Ingredients You’ll Need

To bring this beautiful dish to life, we need just a few simple, fresh ingredients. Opting for high-quality produce and meat will genuinely elevate the final taste. Here is the list of everything you will need to assemble.

For the Lemon Herb Chicken:

  • 4-6 bone-in, skin-on chicken thighs (about 1kg)
  • 2 tablespoons olive oil
  • 1 teaspoon dried oregano
  • 1 teaspoon dried thyme
  • 1/2 teaspoon garlic powder
  • 1/2 teaspoon paprika
  • Salt and freshly ground black pepper, to taste
  • 1 large lemon, halved

For the Lemon Rice:

  • 1 tablespoon olive oil
  • 1 small onion, finely chopped
  • 3-4 cloves garlic, minced
  • 200g (1 cup) long-grain white rice, rinsed
  • 600ml (2.5 cups) low-sodium chicken stock
  • Juice of half a lemon (from the lemon above)
  • A handful of fresh parsley, chopped (for garnish)

Step-by-Step Instructions: Crafting the Perfect Meal

Putting together this lovely one pan lemon chicken and rice is far easier than it appears. We will walk you through every step to guarantee a perfect outcome. Let’s begin!

  1. Prepare the Chicken: To start, preheat your oven to 200°C (180°C Fan/Gas Mark 6). Use a paper towel to pat the chicken thighs until they are completely dry; this is the secret to achieving wonderfully crispy skin. In a small bowl, combine the oregano, thyme, garlic powder, paprika, salt, and pepper. Rub this aromatic seasoning blend all over the chicken, making sure to work some under the skin.
  2. Sear for Flavour: In a large, oven-safe skillet or pan, heat 2 tablespoons of olive oil over a medium-high heat. Gently place the chicken thighs skin-side down into the hot pan. Let them sear for 5-7 minutes without disturbance, until the skin becomes golden brown and crisp. Turn the chicken over and cook for a further 2-3 minutes. After searing, move the chicken to a plate and set it aside for now. Do not clean the pan!
  3. Build the Rice Base: Lower the heat to medium. If the pan looks dry, add the last tablespoon of olive oil. Add the chopped onion and sauté for 3-4 minutes until it has softened. Next, stir in the minced garlic and cook for one more minute until it becomes fragrant, taking care that it doesn’t brown.
  4. Toast the Rice: Tip the rinsed rice into the skillet. Stir it constantly for 1-2 minutes to lightly toast the grains. This process enhances the rice’s nutty flavour and helps it to cook more evenly.
  5. Combine and Simmer: Pour the chicken stock and the juice from half of the lemon into the pan. Bring the liquid to a gentle simmer, using your spoon to scrape up any tasty browned bits stuck to the bottom of the pan—these are full of flavour!
  6. Bake to Perfection: Neatly arrange the seared chicken thighs on top of the rice.

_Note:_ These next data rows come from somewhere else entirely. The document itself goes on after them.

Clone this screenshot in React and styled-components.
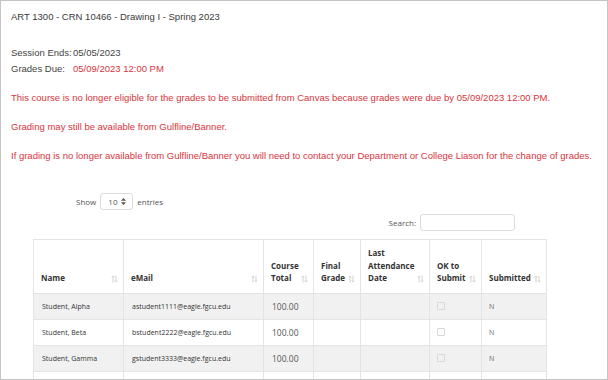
import React from "react";
import styled, { createGlobalStyle } from "styled-components";

const GlobalStyle = createGlobalStyle`
  body {
    margin: 0;
    background: #ffffff;
  }
`;

const students = [
  { name: "Student, Alpha", email: "astudent1111@eagle.fgcu.edu", total: "100.00", submitted: "N" },
  { name: "Student, Beta", email: "bstudent2222@eagle.fgcu.edu", total: "100.00", submitted: "N" },
  { name: "Student, Gamma", email: "gstudent3333@eagle.fgcu.edu", total: "100.00", submitted: "N" },
  { name: "", email: "", total: "", submitted: "" }
];

const columns = [
  { label: ["Name"], width: 90 },
  { label: ["eMail"], width: 140 },
  { label: ["Course", "Total"], width: 50 },
  { label: ["Final", "Grade"], width: 47 },
  { label: ["Last", "Attendance", "Date"], width: 69 },
  { label: ["OK to", "Submit"], width: 52 },
  { label: ["Submitted"], width: 65 }
];

const SortIcon = () => (
  <S.Sort>
    <svg width="7" height="8" viewBox="0 0 7 8">
      <path d="M2 7.5V1M0.6 2.4L2 1l1.4 1.4" stroke="#c8c8c8" strokeWidth="0.8" fill="none" />
      <path d="M5 0.5V7M3.6 5.6L5 7l1.4-1.4" stroke="#c8c8c8" strokeWidth="0.8" fill="none" />
    </svg>
  </S.Sort>
);

const SelectArrows = () => (
  <svg width="5" height="7" viewBox="0 0 5 7">
    <path d="M2.5 0L5 2.8H0z M2.5 7L0 4.2h5z" fill="#555" />
  </svg>
);

export default function App() {
  return (
    <S.Frame>
      <GlobalStyle />
      <S.Title>ART 1300 - CRN 10466 - Drawing I - Spring 2023</S.Title>
      <S.Meta>
        <S.Label>Session Ends:</S.Label>
        <S.Value>05/05/2023</S.Value>
        <S.Label>Grades Due:</S.Label>
        <S.Value $due>05/09/2023 12:00 PM</S.Value>
      </S.Meta>
      <S.Notice>
        This course is no longer eligible for the grades to be submitted from Canvas because grades were due by
        05/09/2023 12:00 PM.
      </S.Notice>
      <S.Notice>Grading may still be available from Gulfline/Banner.</S.Notice>
      <S.Notice>
        If grading is no longer available from Gulfline/Banner you will need to contact your Department or College
        Liason for the change of grades.
      </S.Notice>

      <S.Wrapper>
        <S.Length>
          Show
          <S.Select>
            10
            <SelectArrows />
          </S.Select>
          entries
        </S.Length>
        <S.Search>
          Search:
          <S.SearchInput type="text" />
        </S.Search>
        <S.Table>
          <colgroup>
            {columns.map((c, i) => (
              <S.Col key={i} $w={c.width} />
            ))}
          </colgroup>
          <thead>
            <tr>
              {columns.map((c, i) => (
                <S.Th key={i}>
                  <S.ThInner>
                    <span>
                      {c.label.map((l, j) => (
                        <div key={j}>{l}</div>
                      ))}
                    </span>
                    <SortIcon />
                  </S.ThInner>
                </S.Th>
              ))}
            </tr>
          </thead>
          <tbody>
            {students.map((s, i) => (
              <S.Row key={i} $odd={i % 2 === 0}>
                <S.Td>{s.name}</S.Td>
                <S.Td>{s.email}</S.Td>
                <S.Td $num>{s.total}</S.Td>
                <S.Td />
                <S.Td />
                <S.Td $tight>{s.name && <S.Check />}</S.Td>
                <S.Td $tight $muted>{s.submitted}</S.Td>
              </S.Row>
            ))}
          </tbody>
        </S.Table>
      </S.Wrapper>
    </S.Frame>
  );
}

const S = {};

S.Frame = styled.div`
  width: 608px;
  height: 380px;
  box-sizing: border-box;
  border: 1px solid #c4c4c4;
  overflow: hidden;
  padding: 10px 10px 0 10px;
  font-family: "Liberation Sans", Arial, sans-serif;
  font-size: 9.5px;
  color: #3a3a3a;
`;

S.Title = styled.div`
  line-height: 12px;
`;

S.Meta = styled.div`
  display: grid;
  grid-template-columns: 62px auto;
  row-gap: 4px;
  margin-top: 24px;
  line-height: 12px;
  white-space: nowrap;
`;

S.Label = styled.div`
  color: #444;
`;

S.Value = styled.div`
  color: ${p => (p.$due ? "#d8343c" : "#444")};
`;

S.Notice = styled.p`
  margin: 17px 0 0 0;
  line-height: 12px;
  color: #d8343c;
  white-space: nowrap;
`;

S.Wrapper = styled.div`
  margin: 30px 0 0 22px;
  width: 513px;
  font-family: "Open Sans", sans-serif;
  font-size: 8px;
  color: #555;
`;

S.Length = styled.div`
  display: flex;
  align-items: center;
  gap: 4px;
  padding-left: 43px;
  height: 18px;
`;

S.Select = styled.div`
  display: flex;
  align-items: center;
  justify-content: space-between;
  box-sizing: border-box;
  width: 33px;
  height: 17px;
  padding: 0 6px 0 7px;
  border: 1px solid #dcdcdc;
  border-radius: 3px;
  color: #555;
`;

S.Search = styled.div`
  display: flex;
  align-items: center;
  justify-content: flex-end;
  gap: 4px;
  padding-right: 31px;
  margin-top: 4px;
`;

S.SearchInput = styled.input`
  box-sizing: border-box;
  width: 95px;
  height: 17px;
  border: 1px solid #dcdcdc;
  border-radius: 3px;
  margin: 0;
  padding: 0;
`;

S.Table = styled.table`
  margin-top: 8px;
  width: 513px;
  table-layout: fixed;
  border-collapse: collapse;
  border: 1px solid #e4e4e4;
`;

S.Col = styled.col`
  width: ${p => p.$w}px;
`;

S.Th = styled.th`
  border-left: 1px solid #e4e4e4;
  border-bottom: 1px solid #e4e4e4;
  padding: 7px 5px 8px 7px;
  vertical-align: bottom;
  text-align: left;
  font-size: 8px;
  font-weight: 700;
  line-height: 12.5px;
  color: #333;
`;

S.ThInner = styled.div`
  display: flex;
  align-items: flex-end;
  justify-content: space-between;
`;

S.Sort = styled.span`
  display: flex;
  padding-bottom: 2px;
`;

S.Row = styled.tr`
  height: 26px;
  background: ${p => (p.$odd ? "#f1f1f1" : "#ffffff")};
  border-bottom: 1px solid #e4e4e4;
`;

S.Td = styled.td`
  border-left: 1px solid #e4e4e4;
  padding: 0 ${p => (p.$tight ? "7px" : "8px")};
  font-size: ${p => (p.$num ? "8.5px" : "7px")};
  color: ${p => (p.$num ? "#555" : p.$muted ? "#666" : "#333")};
  white-space: nowrap;
`;

S.Check = styled.span`
  display: block;
  width: 6px;
  height: 6px;
  border: 1px solid #d8d8d8;
  border-radius: 1px;
`;
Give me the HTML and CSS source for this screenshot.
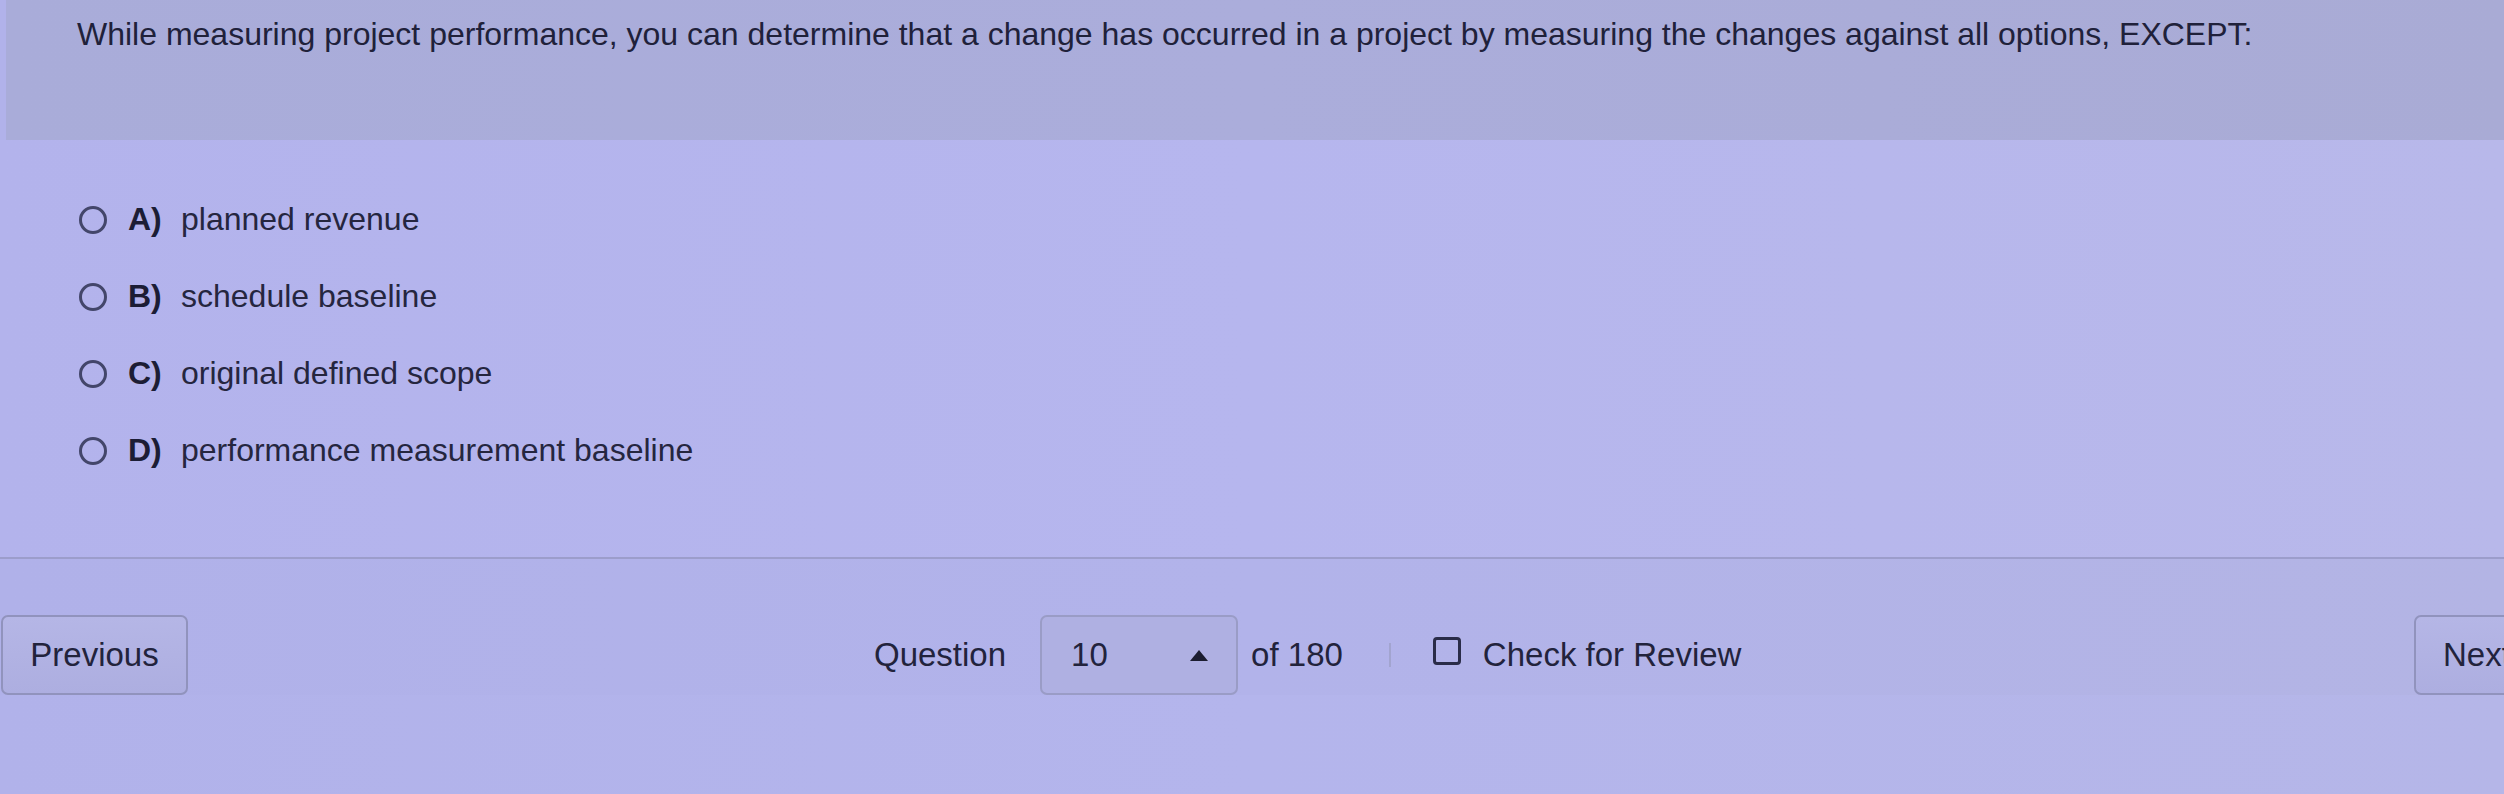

Slice the remaining lemon half and place the slices amongst the chicken pieces. Carefully move the pan into the preheated oven. Bake, leaving it uncovered, for 25-35 minutes. The dish is ready when the rice has absorbed the liquid and the chicken is fully cooked (an internal temperature of 74°C is ideal). This final stage transforms it into a truly wonderful baked lemon herb chicken.
  7. Rest and Garnish: Once cooked, take the pan out of the oven and let it rest for 5-10 minutes. This important step allows the chicken juices to redistribute, keeping the meat incredibly moist. Just before you serve, fluff the rice with a fork and sprinkle generously with freshly chopped parsley.

Our Top Tips for Success

Keen to make your lemon herb chicken and rice truly exceptional? We have a few key tips to take your dish from simply great to utterly memorable.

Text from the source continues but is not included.